We recently had a conversation in the office about our routes into our PR careers, and one topic that kept on recurring is just how competitive it is. This got us thinking – is the number of talented graduates heading into PR on the rise? To find out, we submitted Freedom of Information (FOI) requests to the top 10 universities for media and communications degrees, as specified by the Complete University Guide.
Nearly all the universities we approached reported a huge rise in the number of students studying media and communications degrees.
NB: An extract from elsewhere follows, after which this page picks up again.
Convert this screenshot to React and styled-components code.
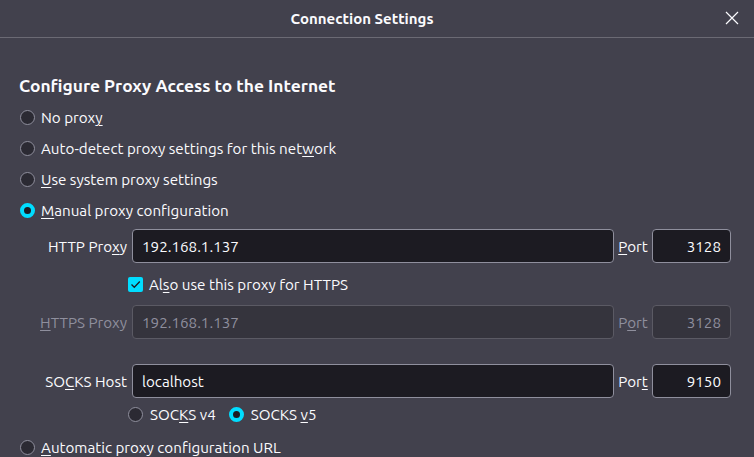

For example, the University of Southampton reported a 77% increase in student intake for the academic years 2015/16 to 2019/20, while the University of Loughborough reported a 71% increase, and Cardiff University a 70% rise for the years 2015/16 to 2018/19.
Given the increased competition, how can you stand out from the crowd and get that proverbial first foot in the door? And do you really need a degree to get a job in PR? We asked some of the most seasoned professionals at Definition for their advice on how to get into PR.
Do you need a degree?
Our MD believes that a degree, especially a communications degree, isn’t a fundamental requirement. She said: “Some of the best people we’ve hired at Definition haven’t been to university. Rather, you need a gritty work ethic sprinkled with a good dose of creative flair, and a strong interest in the sector you’ll be focusing on. These traits will have the biggest impact on your success.”
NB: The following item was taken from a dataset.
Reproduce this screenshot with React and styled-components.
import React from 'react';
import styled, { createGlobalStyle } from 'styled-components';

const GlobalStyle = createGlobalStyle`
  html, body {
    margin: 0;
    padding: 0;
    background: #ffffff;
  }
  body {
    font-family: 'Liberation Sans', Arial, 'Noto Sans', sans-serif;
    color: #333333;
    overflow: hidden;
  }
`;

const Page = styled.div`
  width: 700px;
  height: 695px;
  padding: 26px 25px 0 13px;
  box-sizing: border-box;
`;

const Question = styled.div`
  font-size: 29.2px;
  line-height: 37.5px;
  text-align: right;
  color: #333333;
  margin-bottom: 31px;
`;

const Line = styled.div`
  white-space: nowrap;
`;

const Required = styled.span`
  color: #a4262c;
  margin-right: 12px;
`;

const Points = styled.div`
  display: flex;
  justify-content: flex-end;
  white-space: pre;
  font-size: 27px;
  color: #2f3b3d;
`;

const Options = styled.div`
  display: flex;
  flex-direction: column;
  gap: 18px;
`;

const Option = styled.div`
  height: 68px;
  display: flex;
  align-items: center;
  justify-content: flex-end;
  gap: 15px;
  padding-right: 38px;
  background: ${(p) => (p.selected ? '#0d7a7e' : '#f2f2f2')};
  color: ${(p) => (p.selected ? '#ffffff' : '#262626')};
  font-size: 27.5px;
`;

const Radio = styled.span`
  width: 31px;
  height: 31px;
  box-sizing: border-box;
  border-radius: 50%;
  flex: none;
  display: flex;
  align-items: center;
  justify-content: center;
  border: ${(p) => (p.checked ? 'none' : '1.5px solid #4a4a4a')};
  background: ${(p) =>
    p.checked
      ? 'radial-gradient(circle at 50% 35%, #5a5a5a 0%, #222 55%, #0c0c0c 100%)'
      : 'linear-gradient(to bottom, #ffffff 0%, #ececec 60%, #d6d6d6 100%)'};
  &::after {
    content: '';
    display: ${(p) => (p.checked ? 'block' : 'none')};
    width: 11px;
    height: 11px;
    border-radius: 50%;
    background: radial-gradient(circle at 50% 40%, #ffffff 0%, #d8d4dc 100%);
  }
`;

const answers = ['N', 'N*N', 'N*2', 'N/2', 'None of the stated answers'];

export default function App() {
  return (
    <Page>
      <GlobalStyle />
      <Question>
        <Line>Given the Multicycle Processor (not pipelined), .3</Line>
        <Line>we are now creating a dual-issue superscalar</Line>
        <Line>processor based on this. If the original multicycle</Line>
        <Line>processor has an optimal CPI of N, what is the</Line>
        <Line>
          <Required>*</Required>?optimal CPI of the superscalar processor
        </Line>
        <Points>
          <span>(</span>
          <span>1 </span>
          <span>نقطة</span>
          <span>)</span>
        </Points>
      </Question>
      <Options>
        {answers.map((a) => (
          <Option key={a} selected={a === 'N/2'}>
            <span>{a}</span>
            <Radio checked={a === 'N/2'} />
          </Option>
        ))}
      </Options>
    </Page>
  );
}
Luke, our Head of PR and SEO, agrees. He said: “I studied English Literature and Language at university, and I liked writing, so getting into PR was a good option for me. However, I ended up spending 18 months job hunting, going to more than 10 interviews. The problem was that I lacked experience, but I couldn’t get that experience if nobody was prepared to give me a chance.
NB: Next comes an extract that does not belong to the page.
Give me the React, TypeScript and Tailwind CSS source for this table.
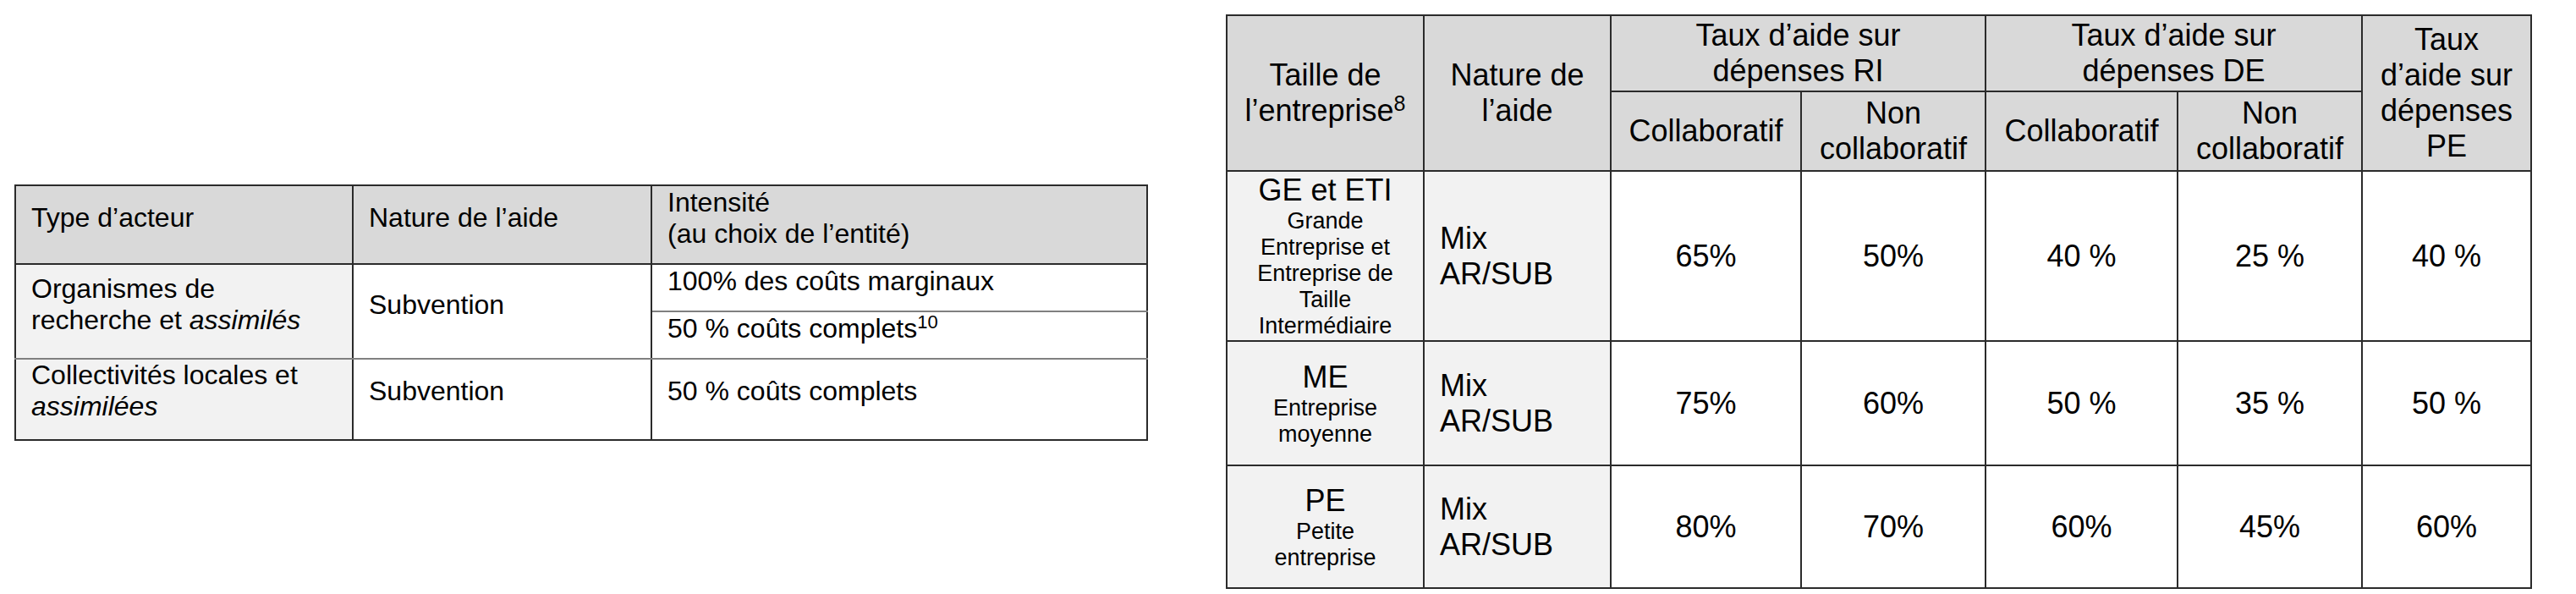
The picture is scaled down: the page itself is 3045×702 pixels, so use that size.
const base = "font-['Liberation_Sans',Arial,sans-serif] text-black";

// left table cell: content sits a little above the middle, like the Word original
const lc = "border-2 border-[#2b2b2b] pl-[18px] pr-[12px] pt-0 pb-[16px] align-middle text-left font-normal";
// right table cell
const rc = "border-2 border-[#2b2b2b] px-[6px] py-0 align-middle text-center font-normal";
const rh = `${rc} bg-[#d9d9d9]`;

const rows = [
  {
    code: "GE et ETI",
    sub: ["Grande", "Entreprise et", "Entreprise de", "Taille", "Intermédiaire"],
    h: "h-[201px]",
    vals: ["65%", "50%", "40 %", "25 %", "40 %"],
  },
  {
    code: "ME",
    sub: ["Entreprise", "moyenne"],
    h: "h-[147px]",
    vals: ["75%", "60%", "50 %", "35 %", "50 %"],
  },
  {
    code: "PE",
    sub: ["Petite", "entreprise"],
    h: "h-[145px]",
    vals: ["80%", "70%", "60%", "45%", "60%"],
  },
];

const ActorTable = () => (
  <table className="table-fixed border-collapse w-[1338px] mt-[201px] text-[32px] leading-[37px]">
    <colgroup>
      <col className="w-[399px]" />
      <col className="w-[353px]" />
      <col className="w-[586px]" />
    </colgroup>
    <tbody>
      <tr className="h-[93px] bg-[#d9d9d9]">
        <th className={lc}>Type d’acteur</th>
        <th className={lc}>Nature de l’aide</th>
        <th className={lc}>
          Intensité
          <br />
          (au choix de l’entité)
        </th>
      </tr>
      <tr className="h-[56px]">
        <td rowSpan={2} className={`${lc} bg-[#f2f2f2] border-b-[#808080]`}>
          Organismes de
          <br />
          recherche et <i>assimilés</i>
        </td>
        <td rowSpan={2} className={`${lc} border-b-[#808080]`}>
          Subvention
        </td>
        <td className={`${lc} pb-[13px] border-b-[#808080]`}>100% des coûts marginaux</td>
      </tr>
      <tr className="h-[56px]">
        <td className={`${lc} pb-[13px] border-b-[#808080]`}>
          50 % coûts complets<sup className="text-[22px]">10</sup>
        </td>
      </tr>
      <tr className="h-[95px]">
        <td className={`${lc} pb-[20px] bg-[#f2f2f2]`}>
          Collectivités locales et
          <br />
          <i>assimilées</i>
        </td>
        <td className={`${lc} pb-[20px]`}>Subvention</td>
        <td className={`${lc} pb-[20px]`}>50 % coûts complets</td>
      </tr>
    </tbody>
  </table>
);

const RateTable = () => (
  <table className="table-fixed border-collapse w-[1542px] text-[36px] leading-[42px]">
    <colgroup>
      <col className="w-[233px]" />
      <col className="w-[221px]" />
      <col className="w-[225px]" />
      <col className="w-[218px]" />
      <col className="w-[227px]" />
      <col className="w-[218px]" />
      <col className="w-[200px]" />
    </colgroup>
    <thead>
      <tr className="h-[90px]">
        <th rowSpan={2} className={rh}>
          Taille de
          <br />
          l’entreprise<sup className="text-[25px]">8</sup>
        </th>
        <th rowSpan={2} className={rh}>
          Nature de
          <br />
          l’aide
        </th>
        <th colSpan={2} className={rh}>
          Taux d’aide sur
          <br />
          dépenses RI
        </th>
        <th colSpan={2} className={rh}>
          Taux d’aide sur
          <br />
          dépenses DE
        </th>
        <th rowSpan={2} className={rh}>
          Taux
          <br />
          d’aide sur
          <br />
          dépenses
          <br />
          PE
        </th>
      </tr>
      <tr className="h-[94px]">
        <th className={rh}>Collaboratif</th>
        <th className={rh}>
          Non
          <br />
          collaboratif
        </th>
        <th className={rh}>Collaboratif</th>
        <th className={rh}>
          Non
          <br />
          collaboratif
        </th>
      </tr>
    </thead>
    <tbody>
      {rows.map((r) => (
        <tr key={r.code} className={r.h}>
          <td className={`${rc} bg-[#f2f2f2]`}>
            <div>{r.code}</div>
            <div className="text-[27px] leading-[31px]">
              {r.sub.map((s) => (
                <div key={s}>{s}</div>
              ))}
            </div>
          </td>
          <td className={`${rc} bg-[#f2f2f2] text-left pl-[18px]`}>
            Mix
            <br />
            AR/SUB
          </td>
          {r.vals.map((v, i) => (
            <td key={i} className={rc}>
              {v}
            </td>
          ))}
        </tr>
      ))}
    </tbody>
  </table>
);

export default function App() {
  return (
    <div className={`${base} bg-white w-[3045px] h-[702px] flex items-start gap-[92px] pt-[17px] pl-[17px]`}>
      <ActorTable />
      <RateTable />
    </div>
  );
}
“This classic chicken and egg situation stuck with me, and it’s something we now consider when recruiting for entry-level jobs. We’ve hired a few people over the years without degrees or experience, and they’ve turned out to be superb.”
Consider an internship or work without pay
Our digital strategist, Tom, believes experience in the industry will put you one step ahead of the competition. He said: “I decided to be proactive and went in search of a summer job at an agency to get a feel for the environment. I simply googled ‘PR agency’ and selected the first three I spotted [our SEO services vindicated]. I emailed each a concise and polite message, expressing my interest in a possible internship to gain some experience. I included a summary of my current situation and attached my CV.
“Two replied and agreed. I got to attend strategy meetings, assist with pitching, and draft some copy. Apart from travel expenses, it was unpaid work, but the experience you gain in the process is the reward.”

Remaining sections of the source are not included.